Descriptions, Reviews, Etc.
Publisher Description:
The extent to which American poetry reinvented itself after World War II is a testament to the changing social, political, and economic landscape of twentieth-century American life. Registering an important shift in the way scholars contextualize modern and contemporary American literature, this Companion explores how American poetry has documented and, at times, helped propel the literary and cultural revolutions of the past sixty-five years. Offering authoritative and accessible essays from fourteen distinguished scholars, the Companion sheds new light on the Beat, Black Arts, and other movements while examining institutions that govern poetic practice in the United States today. The text also introduces seminal figures like Sylvia Plath, John Ashbery, and Gwendolyn Brooks while situating them alongside phenomena such as the "academic poet" and popular forms such as spoken word and rap, revealing the breadth of their shared history. Students, scholars, and readers will find this Companion an indispensable guide to post-war and late twentieth-century American poetry.
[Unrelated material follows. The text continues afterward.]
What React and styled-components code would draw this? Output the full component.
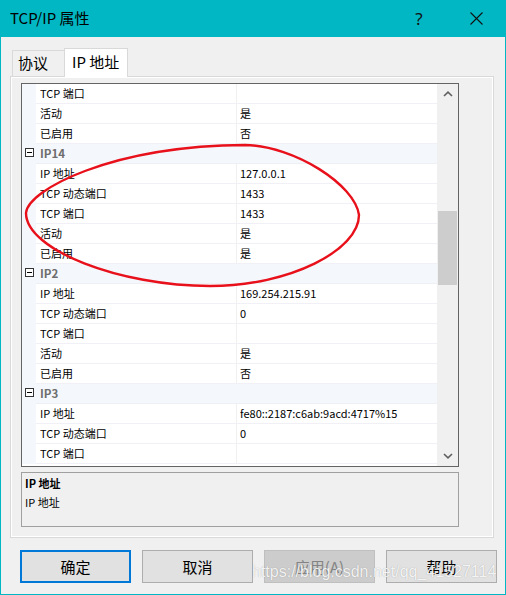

Contributor Bio(s): Ashton, Jennifer: - Jennifer Ashton is Associate Professor of English at the University of Illinois, Chicago, where she teaches literary theory and the history of poetry. She is author of From Modernism to Postmodernism: American Poetry and Theory in the Twentieth Century and has published articles in Modernism/Modernity, Modern Philology, American Literary History and the Western Humanities Review.